Three shortlisted films for the European Parliament prize have been on seven week Europe-wide tour.

Felix Van Groeningen’s The Broken Circle Breakdown has won the 2013 edition of the Lux Prize, established by the European Parliament in 2007 to spotlight films that deal with Europe-wide issues and support their distribution across the 28 EU member states. MEPs were asked to cast their vote among three films, whittled down by a panel of 16 European cinema professionals from a longlist of ten films. The runners-up were UK director Clio Barnard’s The Selfish Giant, and Miele by Italian actress turned director Valeria Golino.

Around a third of MEPs actually vote, revealed Doris Pack, chair of the European Parliament Committee on Culture and Education and one of the original promoters of the award. “That’s not bad considering their busy schedules,” she added “and the fact that the rest of year they don’t generally see three films back to back with such heavy subjects”.

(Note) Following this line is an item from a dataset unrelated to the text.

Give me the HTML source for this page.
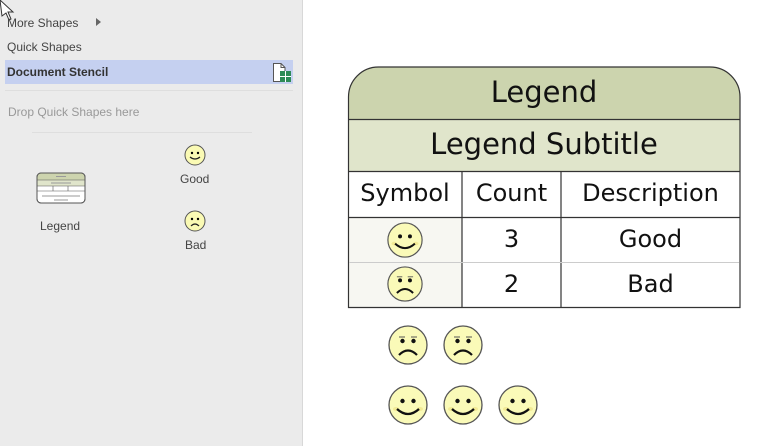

For one of the prize selectors, German critic and broadcaster Peter Paul Huth, “the value of our selection has been vindicated by the films’ reception since they were chosen  – Veerle Baetens’ Best Actress award at the EFAs for The Broken Circle Breakdown is just one example”.

Subtitled into 24 languages, the three shortlisted films have recently finished a seven-week Europe-wide distribution tour supported by the Lux Film Days initiative, now in its second year. Audiences were asked to vote a Public Mention for one of the three films, which will be announced when all ten longlisted films are screened at the Karlovy Vary festival in June 2014.

The prizegiving ceremony in Strasbourg was preceded by a panel on aspects of EU cinema policy which saw the three directors, MEPs and European cultural policy makers exchange views on the state of European arthouse film themes, distribution and audiences.

Oldrich Vlasak, vice-president of European parliament, observed that “we’re here to solve problems, and film is a way of conveying to a wider public some of the problems we deal with on a day to day basis”. For Xavier Troussard, head of the Unit for Creative Europe, “it’s important avoid a situation where European audiences learn only about the US judicial system and the social reality of American urban ghettoes”.